Of all the creatures born on planet Earth, human beings are born the most helpless, the most vulnerable. Yet, they rise up to become the completely dominant masters of the planet, dominating the food chain. With folded brain and exceptional cleverness they create tools to solve problems and make their lives easier. How ironic that such a fragile creature could become so dominant.

In the years following their birth, human babies are dependent. This dependence means that their formation of their identity, that is who they are, is based on their parents and carers.
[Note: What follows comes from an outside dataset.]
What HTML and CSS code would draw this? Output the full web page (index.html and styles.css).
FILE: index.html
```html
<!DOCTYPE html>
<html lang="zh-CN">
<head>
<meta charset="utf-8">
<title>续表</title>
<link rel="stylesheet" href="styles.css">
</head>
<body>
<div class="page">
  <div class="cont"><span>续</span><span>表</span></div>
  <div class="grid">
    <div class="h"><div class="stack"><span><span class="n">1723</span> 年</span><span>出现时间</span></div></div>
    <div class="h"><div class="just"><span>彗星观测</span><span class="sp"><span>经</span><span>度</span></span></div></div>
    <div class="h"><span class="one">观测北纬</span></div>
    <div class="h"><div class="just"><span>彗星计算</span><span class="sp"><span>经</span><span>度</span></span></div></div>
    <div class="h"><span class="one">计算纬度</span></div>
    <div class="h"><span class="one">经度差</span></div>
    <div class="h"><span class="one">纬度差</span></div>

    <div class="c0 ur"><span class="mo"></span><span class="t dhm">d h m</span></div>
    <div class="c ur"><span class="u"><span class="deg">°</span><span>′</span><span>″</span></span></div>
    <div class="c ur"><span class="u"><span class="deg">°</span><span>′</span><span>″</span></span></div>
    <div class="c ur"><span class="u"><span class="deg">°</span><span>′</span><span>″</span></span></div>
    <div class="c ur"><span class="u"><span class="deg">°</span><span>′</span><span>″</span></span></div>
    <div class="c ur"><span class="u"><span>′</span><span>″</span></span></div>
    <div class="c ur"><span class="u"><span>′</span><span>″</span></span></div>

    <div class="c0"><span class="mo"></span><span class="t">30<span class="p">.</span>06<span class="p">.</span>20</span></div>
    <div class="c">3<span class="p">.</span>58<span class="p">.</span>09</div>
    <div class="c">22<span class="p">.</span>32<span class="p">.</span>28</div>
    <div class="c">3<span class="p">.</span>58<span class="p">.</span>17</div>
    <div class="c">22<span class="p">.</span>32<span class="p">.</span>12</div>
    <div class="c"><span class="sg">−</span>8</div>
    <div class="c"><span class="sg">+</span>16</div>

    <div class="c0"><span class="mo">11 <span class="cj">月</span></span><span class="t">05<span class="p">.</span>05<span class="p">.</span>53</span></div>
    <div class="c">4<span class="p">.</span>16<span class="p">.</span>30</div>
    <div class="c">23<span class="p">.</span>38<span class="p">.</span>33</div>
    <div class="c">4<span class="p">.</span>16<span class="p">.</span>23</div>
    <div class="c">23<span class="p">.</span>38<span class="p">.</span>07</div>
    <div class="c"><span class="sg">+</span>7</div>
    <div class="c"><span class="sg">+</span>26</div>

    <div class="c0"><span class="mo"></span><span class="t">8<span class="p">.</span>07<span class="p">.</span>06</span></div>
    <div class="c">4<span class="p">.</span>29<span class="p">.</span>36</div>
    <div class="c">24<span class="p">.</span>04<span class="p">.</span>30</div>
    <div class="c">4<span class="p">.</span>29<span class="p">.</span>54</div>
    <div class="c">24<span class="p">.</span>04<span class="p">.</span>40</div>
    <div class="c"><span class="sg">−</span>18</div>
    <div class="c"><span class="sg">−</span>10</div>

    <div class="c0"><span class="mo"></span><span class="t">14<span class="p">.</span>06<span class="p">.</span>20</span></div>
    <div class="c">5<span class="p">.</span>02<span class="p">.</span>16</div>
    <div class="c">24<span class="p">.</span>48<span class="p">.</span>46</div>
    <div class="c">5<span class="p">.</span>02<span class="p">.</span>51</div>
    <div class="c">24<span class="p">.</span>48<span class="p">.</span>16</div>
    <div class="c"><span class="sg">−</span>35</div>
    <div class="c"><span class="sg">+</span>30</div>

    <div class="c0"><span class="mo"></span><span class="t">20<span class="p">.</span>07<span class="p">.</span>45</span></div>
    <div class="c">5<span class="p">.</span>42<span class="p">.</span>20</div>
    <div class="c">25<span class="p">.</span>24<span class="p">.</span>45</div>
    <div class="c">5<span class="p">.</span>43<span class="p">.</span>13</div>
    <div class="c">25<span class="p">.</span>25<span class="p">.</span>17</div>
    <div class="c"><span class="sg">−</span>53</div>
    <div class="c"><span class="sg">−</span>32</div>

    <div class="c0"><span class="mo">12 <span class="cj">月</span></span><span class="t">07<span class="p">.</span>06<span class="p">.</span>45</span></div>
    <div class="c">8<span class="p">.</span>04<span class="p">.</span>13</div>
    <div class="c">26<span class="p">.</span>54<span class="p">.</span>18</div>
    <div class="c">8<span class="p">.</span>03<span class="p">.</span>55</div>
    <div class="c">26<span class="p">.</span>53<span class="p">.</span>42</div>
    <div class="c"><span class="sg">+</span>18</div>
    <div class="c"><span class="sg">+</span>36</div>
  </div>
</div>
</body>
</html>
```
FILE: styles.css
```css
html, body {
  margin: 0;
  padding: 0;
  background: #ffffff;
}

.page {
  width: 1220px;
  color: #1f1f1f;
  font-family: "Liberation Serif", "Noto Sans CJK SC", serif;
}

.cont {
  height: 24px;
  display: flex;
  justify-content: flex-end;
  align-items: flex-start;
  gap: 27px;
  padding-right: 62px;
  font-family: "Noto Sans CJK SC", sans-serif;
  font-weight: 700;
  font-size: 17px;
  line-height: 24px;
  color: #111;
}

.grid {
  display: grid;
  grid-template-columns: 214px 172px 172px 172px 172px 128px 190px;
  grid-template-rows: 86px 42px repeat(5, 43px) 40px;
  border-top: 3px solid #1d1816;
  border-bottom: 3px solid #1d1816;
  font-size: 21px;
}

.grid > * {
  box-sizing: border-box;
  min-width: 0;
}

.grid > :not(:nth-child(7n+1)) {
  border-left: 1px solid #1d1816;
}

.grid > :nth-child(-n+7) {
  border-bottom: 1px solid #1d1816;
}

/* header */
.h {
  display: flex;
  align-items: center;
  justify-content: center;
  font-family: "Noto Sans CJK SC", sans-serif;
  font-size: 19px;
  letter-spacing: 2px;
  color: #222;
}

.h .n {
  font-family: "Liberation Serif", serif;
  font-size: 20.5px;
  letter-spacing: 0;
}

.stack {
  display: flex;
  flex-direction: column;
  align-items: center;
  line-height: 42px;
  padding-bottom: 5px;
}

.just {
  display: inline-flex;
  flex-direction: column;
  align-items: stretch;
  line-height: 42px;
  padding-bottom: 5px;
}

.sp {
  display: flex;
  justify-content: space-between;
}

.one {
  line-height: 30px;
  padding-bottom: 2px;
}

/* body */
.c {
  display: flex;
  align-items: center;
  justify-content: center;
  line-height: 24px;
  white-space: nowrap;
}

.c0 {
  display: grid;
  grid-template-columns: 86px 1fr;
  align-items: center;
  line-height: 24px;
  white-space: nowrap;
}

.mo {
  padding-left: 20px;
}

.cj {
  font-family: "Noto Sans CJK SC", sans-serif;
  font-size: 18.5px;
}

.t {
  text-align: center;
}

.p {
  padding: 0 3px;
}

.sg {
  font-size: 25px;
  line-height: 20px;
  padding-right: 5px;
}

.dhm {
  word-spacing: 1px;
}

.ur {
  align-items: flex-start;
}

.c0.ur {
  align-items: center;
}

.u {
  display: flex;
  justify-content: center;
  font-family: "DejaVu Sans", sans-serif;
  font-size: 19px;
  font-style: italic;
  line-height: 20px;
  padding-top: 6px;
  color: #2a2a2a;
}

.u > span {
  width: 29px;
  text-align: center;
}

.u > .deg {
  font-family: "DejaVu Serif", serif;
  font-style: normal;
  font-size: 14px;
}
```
How a baby learns to see themselves, is a reflection of their own parents way they see themselves and the world.

If a child is treated with love and kindness, respect and opportunities, and firm loving boundaries, they will grow into healthy adults. If not, it can set the child up to live a life of pain, based on a malformed personal identity.

These tortured little children grow up to be adults who become desperate to hide their dysfunction away from the world. They believe if you could see that they are dysfunctional, then you would reject them, and they would not belong. This would mean that they are not loveable. So people go out of their way to hide who they really are.
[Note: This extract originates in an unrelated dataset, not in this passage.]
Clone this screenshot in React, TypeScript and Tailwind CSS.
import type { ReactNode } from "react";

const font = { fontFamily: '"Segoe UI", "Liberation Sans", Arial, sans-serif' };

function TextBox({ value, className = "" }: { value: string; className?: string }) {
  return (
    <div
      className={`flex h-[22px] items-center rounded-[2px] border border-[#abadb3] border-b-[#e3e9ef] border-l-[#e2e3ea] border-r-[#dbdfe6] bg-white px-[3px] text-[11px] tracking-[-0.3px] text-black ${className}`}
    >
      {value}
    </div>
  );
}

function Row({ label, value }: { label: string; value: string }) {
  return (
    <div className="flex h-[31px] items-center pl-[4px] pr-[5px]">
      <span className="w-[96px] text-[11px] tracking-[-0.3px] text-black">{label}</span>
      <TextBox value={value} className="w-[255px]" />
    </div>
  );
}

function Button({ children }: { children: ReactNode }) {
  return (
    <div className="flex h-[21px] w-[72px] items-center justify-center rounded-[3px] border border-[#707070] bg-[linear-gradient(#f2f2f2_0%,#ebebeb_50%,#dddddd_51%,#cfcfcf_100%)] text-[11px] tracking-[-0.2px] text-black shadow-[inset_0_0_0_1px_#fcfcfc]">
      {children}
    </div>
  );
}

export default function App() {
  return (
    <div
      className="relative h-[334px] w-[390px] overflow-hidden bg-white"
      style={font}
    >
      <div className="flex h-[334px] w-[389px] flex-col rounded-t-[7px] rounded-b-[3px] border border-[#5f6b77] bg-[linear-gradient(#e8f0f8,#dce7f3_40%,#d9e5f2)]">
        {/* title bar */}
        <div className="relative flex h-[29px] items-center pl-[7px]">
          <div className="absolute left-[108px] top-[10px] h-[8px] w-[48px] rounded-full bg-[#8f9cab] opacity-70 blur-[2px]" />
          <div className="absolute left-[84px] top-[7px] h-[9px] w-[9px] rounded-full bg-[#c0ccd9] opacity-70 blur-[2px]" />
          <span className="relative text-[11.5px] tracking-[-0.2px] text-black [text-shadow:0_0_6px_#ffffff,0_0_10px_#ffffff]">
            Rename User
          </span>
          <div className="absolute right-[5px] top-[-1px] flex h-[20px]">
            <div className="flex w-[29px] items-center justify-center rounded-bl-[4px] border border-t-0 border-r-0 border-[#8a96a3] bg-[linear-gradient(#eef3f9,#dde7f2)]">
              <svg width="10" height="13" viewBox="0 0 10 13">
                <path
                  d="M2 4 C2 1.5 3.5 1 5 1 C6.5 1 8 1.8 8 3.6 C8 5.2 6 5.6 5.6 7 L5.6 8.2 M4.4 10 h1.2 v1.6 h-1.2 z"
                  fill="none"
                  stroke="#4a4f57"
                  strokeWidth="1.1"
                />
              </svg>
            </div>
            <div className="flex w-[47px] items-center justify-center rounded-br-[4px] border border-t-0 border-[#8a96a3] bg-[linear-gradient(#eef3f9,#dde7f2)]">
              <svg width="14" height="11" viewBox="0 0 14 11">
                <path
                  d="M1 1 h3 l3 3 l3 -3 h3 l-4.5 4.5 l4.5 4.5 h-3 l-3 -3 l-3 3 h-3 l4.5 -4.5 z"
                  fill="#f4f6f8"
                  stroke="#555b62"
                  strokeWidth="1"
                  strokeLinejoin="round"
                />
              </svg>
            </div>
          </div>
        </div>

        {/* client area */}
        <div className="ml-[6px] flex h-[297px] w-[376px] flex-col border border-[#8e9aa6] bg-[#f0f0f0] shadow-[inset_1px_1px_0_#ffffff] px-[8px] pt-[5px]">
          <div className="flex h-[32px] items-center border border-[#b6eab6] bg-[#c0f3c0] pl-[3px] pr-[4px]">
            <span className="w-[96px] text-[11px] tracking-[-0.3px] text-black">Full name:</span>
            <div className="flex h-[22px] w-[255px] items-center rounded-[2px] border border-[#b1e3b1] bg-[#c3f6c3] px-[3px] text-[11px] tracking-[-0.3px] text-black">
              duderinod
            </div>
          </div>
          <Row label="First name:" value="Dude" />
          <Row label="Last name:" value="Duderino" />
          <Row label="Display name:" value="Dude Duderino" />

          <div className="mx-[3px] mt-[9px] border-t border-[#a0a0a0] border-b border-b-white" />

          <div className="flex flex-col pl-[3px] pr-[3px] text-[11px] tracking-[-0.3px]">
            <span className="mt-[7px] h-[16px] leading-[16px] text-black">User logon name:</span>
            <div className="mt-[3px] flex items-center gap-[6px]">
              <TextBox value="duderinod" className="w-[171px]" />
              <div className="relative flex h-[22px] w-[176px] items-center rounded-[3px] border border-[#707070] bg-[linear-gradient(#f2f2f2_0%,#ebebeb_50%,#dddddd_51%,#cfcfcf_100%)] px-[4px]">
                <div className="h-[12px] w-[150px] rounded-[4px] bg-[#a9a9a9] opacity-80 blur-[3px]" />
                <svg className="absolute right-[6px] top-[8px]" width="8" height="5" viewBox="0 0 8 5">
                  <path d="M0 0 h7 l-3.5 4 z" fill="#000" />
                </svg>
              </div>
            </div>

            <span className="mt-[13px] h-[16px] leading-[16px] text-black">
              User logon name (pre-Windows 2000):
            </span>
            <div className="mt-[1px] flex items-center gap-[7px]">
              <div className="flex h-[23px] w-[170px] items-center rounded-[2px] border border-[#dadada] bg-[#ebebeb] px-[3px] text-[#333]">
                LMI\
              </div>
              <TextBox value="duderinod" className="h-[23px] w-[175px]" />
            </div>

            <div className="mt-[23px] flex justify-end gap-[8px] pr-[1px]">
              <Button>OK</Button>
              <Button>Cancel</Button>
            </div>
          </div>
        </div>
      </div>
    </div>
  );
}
The worst thing is, when people actually think they succeed with keeping their broken selves hidden, it creates the worst pain imaginable. Let us call it suffering. They live in hell, too frightened and ashamed to reveal their vulnerability. Such people usually describe ‘vulnerability’ as ‘weakness’.

Often these kind of people will be out to prove themselves. Prove their superiority, Prove their adequacy, their importance, their significance. They could achieve great power, or wealth, or fame, or dominance, and it still will not quell the desperate loneliness they feel inside, cut off from their own humanity.

Because if you do not love a child, that child will grow up to feel unloveable.

If a child does not feel or believe that they are being loved, then they are at risk of ‘splitting-off’.

All children are born naturally beautiful and wonderful. They are exploration machines, ready to discover everything about life, read to learn from able and willing teachers. And they need to be treasured and adored, loved wholly and completely. If a child feels that a parent is somehow distracted, preoccupied with the happenings of their own life, then that child may risk splitting-off, away from that natural beautiful self, to become something or someone else in order to somehow regain that attention, regain that love. Splitting-off means becoming someone who they are not, in order to somehow be loved.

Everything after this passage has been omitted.